I’m Not Any Different!
- YOGI SIKAND
- Jul 20, 2023
- 3 min read

By Perina
Let them give thanks to the LORD for His unfailing love and His wonderful deeds for mankind.
(Psalms 107:21)
The other day, I had an unexpected visitor. It was Amo (not his real name), and I was meeting him after some years. Amo had worked as a domestic help with a person I knew. Later, he had left the job and gone back to his home, which was located in a distant part of the country. But now he was back: someone in the city had offered him work in a bakery. Beset with financial difficulties following his father’s death, he decided to return and take up the offer, even if it meant having to leave his family far behind in their village home.
Amo began working in the bakery. The salary was fairly good, and when I met him, he didn’t seem displeased with the job. But only a couple of days later I learnt from someone that Amo had quit. Taken aback by this news, I called Amo to find out what had happened. Apparently, the manager of the bakery had treated him very shabbily, and there were some other issues, too, perhaps, and so, Amo decided to leave. It was all most unexpected.

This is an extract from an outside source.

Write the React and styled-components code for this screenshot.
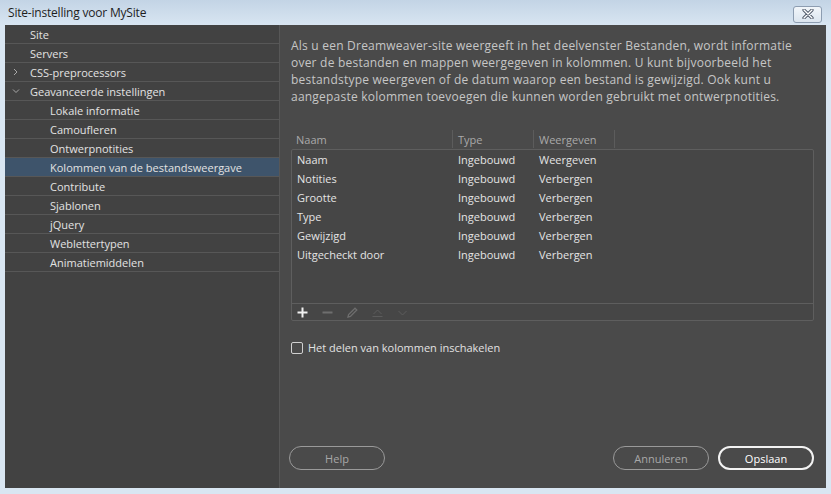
import React from 'react';
import styled, { createGlobalStyle } from 'styled-components';

const Global = createGlobalStyle`
  html, body { margin: 0; padding: 0; background: #d9e6f2; }
  body { font-family: "Open Sans", "Noto Sans", sans-serif; }
`;

const Frame = styled.div`
  width: 831px;
  height: 494px;
  box-sizing: border-box;
  padding: 0 5px 6px 5px;
  background: linear-gradient(#c3d4e5 0px, #d9e6f2 26px, #d9e6f2 100%);
  display: flex;
  flex-direction: column;
`;

const TitleBar = styled.div`
  height: 25px;
  display: flex;
  align-items: center;
  justify-content: space-between;
  padding: 0 4px 0 3px;
  font-family: "Open Sans", sans-serif;
  font-size: 12px;
  color: #1e1e1e;
  letter-spacing: -0.2px;
`;

const CloseButton = styled.div`
  width: 27px;
  height: 15px;
  margin-top: 3px;
  border: 1px solid #8d9db1;
  border-radius: 3px;
  background: linear-gradient(#f2f6fa, #dbe5ef);
  display: flex;
  align-items: center;
  justify-content: center;
`;

const Body = styled.div`
  flex: 1;
  display: flex;
  min-height: 0;
`;

const Sidebar = styled.div`
  width: 275px;
  background: #424242;
  border-right: 1px solid #575757;
`;

const TreeRow = styled.div`
  height: 18px;
  border-bottom: 1px solid #575757;
  display: flex;
  align-items: center;
  padding-left: ${p => (p.$level ? 45 : 7)}px;
  background: ${p => (p.$selected ? '#3e546b' : 'transparent')};
  color: #e2e2e2;
  font-size: 11px;
`;

const Chevron = styled.span`
  width: 18px;
  display: inline-flex;
  align-items: center;
`;

const Main = styled.div`
  flex: 1;
  background: #4a4a4a;
  padding: 12px 12px 18px 11px;
  display: flex;
  flex-direction: column;
`;

const Intro = styled.p`
  margin: 0;
  font-size: 12px;
  letter-spacing: 0.22px;
  line-height: 17px;
  color: #c6c6c6;
  white-space: nowrap;
`;

const HeaderRow = styled.div`
  display: flex;
  margin-top: 25px;
  height: 18px;
`;

const HeaderCell = styled.div`
  width: ${p => p.$w}px;
  box-sizing: border-box;
  padding-left: 5px;
  border-right: 1px solid #5c5c5c;
  font-size: 11px;
  color: #a9a9a9;
  display: flex;
  align-items: center;
`;

const TableBox = styled.div`
  margin-top: 1px;
  height: 170px;
  border: 1px solid #5e5e5e;
  border-radius: 2px;
  background: #464646;
  display: flex;
  flex-direction: column;
`;

const List = styled.div`
  flex: 1;
`;

const Row = styled.div`
  display: flex;
  height: 19px;
  align-items: center;
  font-size: 11px;
  color: #e4e4e4;
`;

const Cell = styled.div`
  width: ${p => p.$w}px;
  padding-left: ${p => p.$pad}px;
  box-sizing: border-box;
`;

const Toolbar = styled.div`
  height: 16px;
  border-top: 1px solid #5e5e5e;
  display: flex;
  align-items: center;
  padding-left: 5px;
  gap: 14px;
`;

const ToolIcon = styled.span`
  width: 11px;
  height: 11px;
  display: inline-flex;
  align-items: center;
  justify-content: center;
`;

const CheckRow = styled.label`
  margin-top: 19px;
  display: flex;
  align-items: center;
  gap: 5px;
  font-size: 11px;
  color: #e2e2e2;
`;

const Box = styled.span`
  width: 10px;
  height: 10px;
  border: 1px solid #d0d0d0;
  border-radius: 2px;
`;

const Footer = styled.div`
  margin-top: auto;
  display: flex;
  align-items: center;
`;

const Button = styled.div`
  width: ${p => (p.$primary ? 92 : 94)}px;
  height: ${p => (p.$primary ? 20 : 22)}px;
  border: ${p => (p.$primary ? '2px solid #f2f2f2' : '1px solid #9a9a9a')};
  border-radius: 12px;
  display: flex;
  align-items: center;
  justify-content: center;
  font-size: 11px;
  color: ${p => (p.$primary ? '#ffffff' : '#a8a8a8')};
  margin-left: ${p => p.$ml || 0}px;
`;

const tree = [
  { label: 'Site' },
  { label: 'Servers' },
  { label: 'CSS-preprocessors', chevron: 'right' },
  { label: 'Geavanceerde instellingen', chevron: 'down' },
  { label: 'Lokale informatie', level: 1 },
  { label: 'Camoufleren', level: 1 },
  { label: 'Ontwerpnotities', level: 1 },
  { label: 'Kolommen van de bestandsweergave', level: 1, selected: true },
  { label: 'Contribute', level: 1 },
  { label: 'Sjablonen', level: 1 },
  { label: 'jQuery', level: 1 },
  { label: 'Weblettertypen', level: 1 },
  { label: 'Animatiemiddelen', level: 1 },
];

const rows = [
  ['Naam', 'Ingebouwd', 'Weergeven'],
  ['Notities', 'Ingebouwd', 'Verbergen'],
  ['Grootte', 'Ingebouwd', 'Verbergen'],
  ['Type', 'Ingebouwd', 'Verbergen'],
  ['Gewijzigd', 'Ingebouwd', 'Verbergen'],
  ['Uitgecheckt door', 'Ingebouwd', 'Verbergen'],
];

function ChevronIcon({ dir }) {
  const d = dir === 'right' ? 'M2 1 L5 4 L2 7' : 'M1 2.5 L4 5.5 L7 2.5';
  return (
    <svg width="8" height="8" viewBox="0 0 8 8">
      <path d={d} fill="none" stroke="#a8a8a8" strokeWidth="1" />
    </svg>
  );
}

export default function App() {
  return (
    <>
      <Global />
      <Frame>
        <TitleBar>
          <span>Site-instelling voor MySite</span>
          <CloseButton>
            <svg width="12" height="10" viewBox="0 0 12 10">
              <path d="M2 1 L10 9 M10 1 L2 9" stroke="#4b5566" strokeWidth="3.2" strokeLinecap="round" />
              <path d="M2 1 L10 9 M10 1 L2 9" stroke="#ffffff" strokeWidth="1.4" strokeLinecap="round" />
            </svg>
          </CloseButton>
        </TitleBar>
        <Body>
          <Sidebar>
            {tree.map(t => (
              <TreeRow key={t.label} $level={t.level} $selected={t.selected}>
                {!t.level && (
                  <Chevron>{t.chevron && <ChevronIcon dir={t.chevron} />}</Chevron>
                )}
                {t.label}
              </TreeRow>
            ))}
          </Sidebar>
          <Main>
            <Intro>
              Als u een Dreamweaver-site weergeeft in het deelvenster Bestanden, wordt informatie<br />
              over de bestanden en mappen weergegeven in kolommen. U kunt bijvoorbeeld het<br />
              bestandstype weergeven of de datum waarop een bestand is gewijzigd. Ook kunt u<br />
              aangepaste kolommen toevoegen die kunnen worden gebruikt met ontwerpnotities.
            </Intro>
            <HeaderRow>
              <HeaderCell $w={162}>Naam</HeaderCell>
              <HeaderCell $w={81}>Type</HeaderCell>
              <HeaderCell $w={81}>Weergeven</HeaderCell>
            </HeaderRow>
            <TableBox>
              <List>
                {rows.map(r => (
                  <Row key={r[0]}>
                    <Cell $w={161} $pad={5}>{r[0]}</Cell>
                    <Cell $w={81} $pad={5}>{r[1]}</Cell>
                    <Cell $w={81} $pad={5}>{r[2]}</Cell>
                  </Row>
                ))}
              </List>
              <Toolbar>
                <ToolIcon>
                  <svg width="11" height="11" viewBox="0 0 11 11">
                    <path d="M5.5 0.5 V10.5 M0.5 5.5 H10.5" stroke="#f0f0f0" strokeWidth="2" />
                  </svg>
                </ToolIcon>
                <ToolIcon>
                  <svg width="11" height="11" viewBox="0 0 11 11">
                    <path d="M0.5 5.5 H10.5" stroke="#6e6e6e" strokeWidth="2" />
                  </svg>
                </ToolIcon>
                <ToolIcon>
                  <svg width="11" height="11" viewBox="0 0 11 11">
                    <path d="M1 10 L1.6 7.6 L8 1.2 L9.8 3 L3.4 9.4 Z" fill="none" stroke="#6e6e6e" strokeWidth="1.3" />
                  </svg>
                </ToolIcon>
                <ToolIcon>
                  <svg width="11" height="11" viewBox="0 0 11 11">
                    <path d="M1.5 7 L5.5 3 L9.5 7 M0.5 9.5 H10.5" fill="none" stroke="#5c5c5c" strokeWidth="1" />
                  </svg>
                </ToolIcon>
                <ToolIcon>
                  <svg width="11" height="11" viewBox="0 0 11 11">
                    <path d="M1.5 4 L5.5 8 L9.5 4" fill="none" stroke="#5c5c5c" strokeWidth="1" />
                  </svg>
                </ToolIcon>
              </Toolbar>
            </TableBox>
            <CheckRow>
              <Box />
              Het delen van kolommen inschakelen
            </CheckRow>
            <Footer>
              <Button $ml={-2}>Help</Button>
              <Button $ml={228}>Annuleren</Button>
              <Button $primary $ml={9}>Opslaan</Button>
            </Footer>
          </Main>
        </Body>
      </Frame>
    </>
  );
}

Amo had come all the way from his home far away so that he could earn for family—his aged mother, his wife and his little child—whom he had left back in his village. What hope must have driven him to travel all that great distance! Little did he know then what was in store for him. He was denied proper bedding to sleep and food, and when I called him up to find out why he had left his job, he had, apparently, already spent much, if not almost all, of the money that he had brought with him on eating out. To add to all of this was the manager’s rudeness, which had driven Amo to quit.
I felt bad for Amo and prayed for him. I transferred a little sum of money to his bank account. Hopefully, it would cover a not insignificant portion of what he had already spent after arriving in the city—on things like food and transport. I forwarded the receipt for the transfer of the money to Amo’s phone. That way, he would know I had sent the money to him.
I had hoped that Amo would notice the receipt and thank me for the money. After all, it is basic good manners, isn’t it, to thank someone who does you good. I checked my phone several times over 1-2 days but there was no response from Amo. Apparently, Amo had seen the receipt for the bank transfer—the blue tick marks at the bottom of the WhatsApp message indicated that—but he hadn’t bothered to inform me that he had got the money, leave alone thank me for sending it.
I felt awful. I thought Amo lacked manners and was ungrateful. How could he take me for granted like that! My sympathy for him vanished. I decided that I would never help him financially again. It wasn’t my duty to send him any money but yet I had done so and he didn’t have the basic courtesy to thank me for it. I thought really bad thoughts about Amo then.
*
But this morning, the thought came to me that I was like Amo myself, actually. Amo hadn’t thanked me for the money I had sent him. In just the same way, I hadn’t thanked God, the Provider of all things, for all the many things He has provided me. That makes me like Amo, isn’t it?
It is true that I do sometimes thank God for some things He gives me, but it is also true that I do not thank God for everything He gives me. Actually, I have spent many decades of my life not thanking God for anything at all.
The fact is that everything I have has been given to me by God, and these things are so many in number that I just won’t be able to thank Him for each one of them even if I tried to.
Often, I don’t even try to thank God for things He has given me. Laziness, indifference, and not wanting to make the effort (regarding it as too much of a bother and a drain on my time), are some reasons why I don’t bother to thank God for a great many of the things He has blessed me with. It is only for a few of the vast number of things that God gives me that I thank Him, and that, too, only sometimes. In the case of the vast majority of the things that God blesses me with, I use them without thinking I ought to thank Him for them.
How, then, am I any different from Amo when it comes to being grateful for favours received and expressing thanks for them?